この運用を、なんと正式な社内マニュアルによって、組織的に、現場に求めてきたことがわかった。違法性の認識があるから堂々と表に出すことができず、裁判所に申し立てまでして、開示を拒んでいる。その点で、この文書はスクープだ。

業務上の負傷
業務上の負傷が少ないことをアピールするトヨタだが、健康保険を使って労災を回避することで実態より低い数値を偽装している可能性が高い(同社サステナビリティーレポートより)

■揺らぐ開示データの信憑性

労災認定されると、安全衛生管理ができていないことになり、労基署に調査に入られて行政処分を受けるなど、当局の介入を許すことになる。トヨタは、それを避けたい。もともとトヨタは生産現場の力が強く、カイゼン活動やQC活動で『工場のトヨタ』で売ってきた。労災が多いとなると、その看板にも傷がつく。

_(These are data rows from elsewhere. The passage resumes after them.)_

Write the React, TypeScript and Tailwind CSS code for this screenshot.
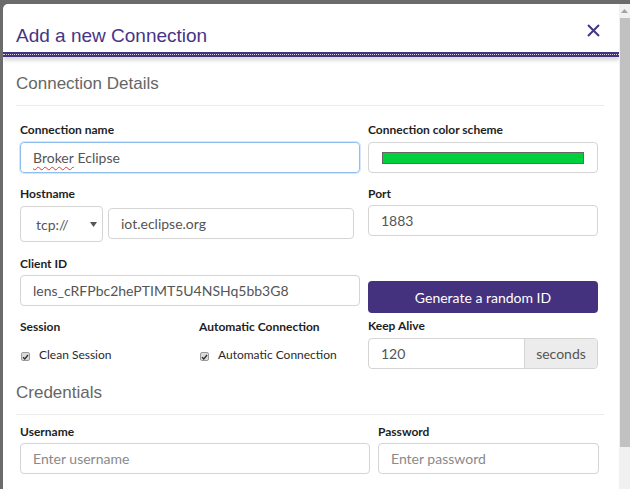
import { FunctionComponent, ReactNode } from "react";

const form = { fontFamily: "Lato, 'Open Sans', sans-serif" };
const head = { fontFamily: "'Liberation Sans', Arial, sans-serif" };

const Label: FunctionComponent<{ children: ReactNode; className?: string }> = ({
  children,
  className = "",
}) => (
  <div className={`h-4 text-[12px] leading-4 font-bold text-[#1e1e1e] ${className}`}>
    {children}
  </div>
);

const Field: FunctionComponent<{
  value?: string;
  placeholder?: string;
  className?: string;
}> = ({ value, placeholder, className = "" }) => (
  <div
    className={`flex h-[31px] items-center rounded-[4px] border border-[#d4d4d4] bg-white px-3 text-[14px] ${
      value ? "text-[#555]" : "text-[#8a8a8a]"
    } ${className}`}
  >
    {value ?? placeholder}
  </div>
);

const Check: FunctionComponent<{ label: string }> = ({ label }) => (
  <div className="flex items-center gap-[9px] text-[12px] text-[#2a2a2a]">
    <span className="ml-px flex h-[9px] w-[9px] items-center justify-center rounded-[2px] border border-[#9a9a9a] bg-[#dcdcdc]">
      <svg width="7" height="6" viewBox="0 0 7 6">
        <path d="M1 3.2 L2.8 5 L6 1" fill="none" stroke="#333" strokeWidth="1.4" />
      </svg>
    </span>
    <span className="-mt-[3px]">{label}</span>
  </div>
);

const Section: FunctionComponent<{ title: string }> = ({ title }) => (
  <div className="mr-[15px] border-b border-[#ececec] pb-[11px]" style={head}>
    <div className="h-[21px] text-[17px] leading-[21px] text-[#666]">{title}</div>
  </div>
);

const Scrollbar: FunctionComponent = () => (
  <div className="flex w-[11px] flex-col bg-[#f1f1f1]">
    <div className="flex h-[14px] items-center justify-center">
      <svg width="7" height="4" viewBox="0 0 7 4">
        <path d="M0 4 L3.5 0 L7 4 Z" fill="#a3a3a3" />
      </svg>
    </div>
    <div className="ml-px h-[429px] bg-[#c1c1c1]" />
  </div>
);

export default function App() {
  return (
    <div className="flex h-[489px] w-[630px] overflow-hidden bg-[#6b6b6b] pt-[4px] pl-[3px]">
      <div className="flex flex-1 overflow-hidden rounded-tl-[5px] bg-white">
        <div className="flex-1">
          {/* header */}
          <div className="flex h-[48px] items-end justify-between pb-[4px] pl-[13px] pr-[19px]">
            <h1 className="text-[19px] leading-6 text-[#463585]" style={head}>
              Add a new Connection
            </h1>
            <svg width="13" height="13" viewBox="0 0 13 13" className="mb-[11px]">
              <path d="M1 1 L12 12 M12 1 L1 12" stroke="#463585" strokeWidth="2" />
            </svg>
          </div>
          <div className="h-[5px] bg-[#45337f] pt-[2px] shadow-[0_3px_4px_rgba(0,0,0,0.18)]">
            <div className="border-t border-dotted border-white/80" />
          </div>

          <div className="pl-[13px] pt-[16px]" style={form}>
            <Section title="Connection Details" />

            <div className="pl-[4px] pr-[21px]">
              {/* name + colour */}
              <div className="mt-[16px] flex gap-2">
                <div className="w-[340px]">
                  <Label>Connection name</Label>
                  <div className="mt-[4px] flex h-[31px] items-center rounded-[4px] border border-[#8fbff0] px-3 text-[14px] text-[#555] shadow-[0_0_0_1px_rgba(128,189,255,0.35)]">
                    <span className="underline decoration-[#e33] decoration-wavy decoration-1 underline-offset-[3px]">
                      Broker
                    </span>
                    &nbsp;Eclipse
                  </div>
                </div>
                <div className="flex-1">
                  <Label>Connection color scheme</Label>
                  <div className="mt-[4px] flex h-[31px] items-center rounded-[4px] border border-[#d4d4d4] px-[13px]">
                    <div className="h-[12px] flex-1 border border-[#666] bg-[#00d03e]" />
                  </div>
                </div>
              </div>

              {/* host + port */}
              <div className="mt-[13px] flex gap-2">
                <div className="w-[340px]">
                  <Label>Hostname</Label>
                  <div className="mt-[4px] flex gap-[5px]">
                    <div className="flex h-[36px] w-[83px] items-center justify-between rounded-[4px] border border-[#d4d4d4] pl-[15px] pr-[5px] text-[14px] text-[#555]">
                      tcp://
                      <svg width="7" height="5" viewBox="0 0 7 5">
                        <path d="M0 0 L7 0 L3.5 5 Z" fill="#555" />
                      </svg>
                    </div>
                    <Field value="iot.eclipse.org" className="mt-[2px] flex-1" />
                    <div className="w-[1px]" />
                  </div>
                </div>
                <div className="flex-1">
                  <Label>Port</Label>
                  <Field value="1883" className="mt-[3px]" />
                </div>
              </div>

              {/* client id */}
              <div className="mt-[14px] flex gap-2">
                <div className="w-[340px]">
                  <Label>Client ID</Label>
                  <Field value="lens_cRFPbc2hePTIMT5U4NSHq5bb3G8" className="mt-[3px]" />
                </div>
                <div className="flex-1 pt-[25px]">
                  <button className="flex h-[32px] w-full items-center justify-center rounded-[4px] bg-[#45327f] text-[14px] text-white">
                    Generate a random ID
                  </button>
                </div>
              </div>

              {/* session / auto / keepalive */}
              <div className="flex gap-2">
                <div className="flex w-[340px]">
                  <div className="w-[179px]">
                    <Label className="mt-[6px]">Session</Label>
                    <div className="mt-[14px]">
                      <Check label="Clean Session" />
                    </div>
                  </div>
                  <div className="flex-1">
                    <Label className="mt-[6px]">Automatic Connection</Label>
                    <div className="mt-[14px]">
                      <Check label="Automatic Connection" />
                    </div>
                  </div>
                </div>
                <div className="flex-1">
                  <Label className="mt-[5px]">Keep Alive</Label>
                  <div className="mt-[4px] flex h-[31px] rounded-[4px] border border-[#d4d4d4] text-[14px] text-[#555]">
                    <div className="flex flex-1 items-center px-3">120</div>
                    <div className="flex w-[73px] items-center justify-center rounded-r-[4px] border-l border-[#d4d4d4] bg-[#ececec]">
                      seconds
                    </div>
                  </div>
                </div>
              </div>
            </div>

            <div className="mt-[13px]">
              <Section title="Credentials" />
            </div>

            <div className="flex gap-2 pl-[4px] pr-[20px]">
              <div className="w-[350px]">
                <Label className="mt-[9px]">Username</Label>
                <Field placeholder="Enter username" className="mt-[3px]" />
              </div>
              <div className="flex-1">
                <Label className="mt-[9px]">Password</Label>
                <Field placeholder="Enter password" className="mt-[3px]" />
              </div>
            </div>
          </div>
        </div>
        <Scrollbar />
      </div>
    </div>
  );
}
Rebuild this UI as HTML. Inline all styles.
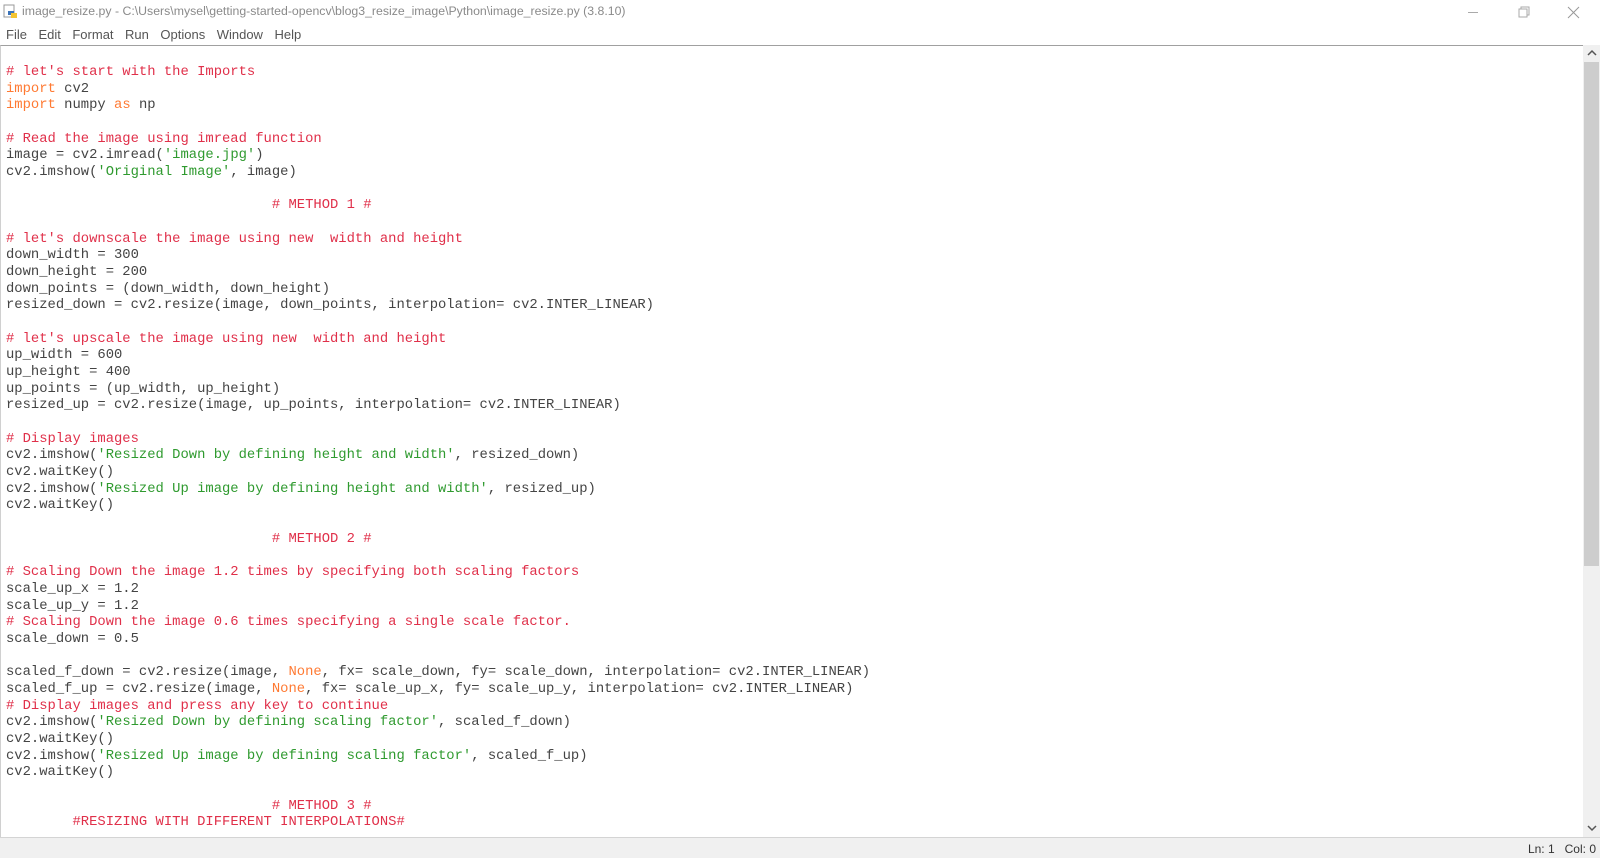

トヨタは労働安全衛生上の指標として、100万のべ労働時間あたりの労災死傷者数を示す「業務上の負傷」(休業災害度数率)を開示している。2023年度は「0.05」と、国内製造業平均の「1.29」や国内全産業平均の「2.14」に比べて著しく低く、安全が保たれていることをアピールする。

労災発生件数や労災死傷者数を、毎年のサステナビリティーレポートで開示し、安全衛生管理が行き届いている根拠にしている。この数値を、実態よりも低いものに偽装するのが、〝労災隠しマニュアル〟の狙いとみて間違いない。実際には、労災はもっと多い可能性が高い。

品質データ偽装事件とも共通するトヨタの隠ぺい体質が、また1つ、証拠とともに明らかになったわけである。すべて同根、コンプライアンス軽視の、官僚主義的な前例踏襲カルチャーから生まれている。そこには、数字さえ取り繕ってやり過ごせば、実態などどうでもよい、自分たちのやり方こそ絶対に正しいのだ――という、間違った「驕り」がみえる。

社外取締役や監査役、開示データの信憑性を保証している監査法人らは、あらためて労災データが実態を正確に表したものといえるのか、検証しなければならない。トヨタは、組織的に、健康保険による〝闇治療〟で、「業務上の負傷」数値を偽造している疑いが濃厚だからである。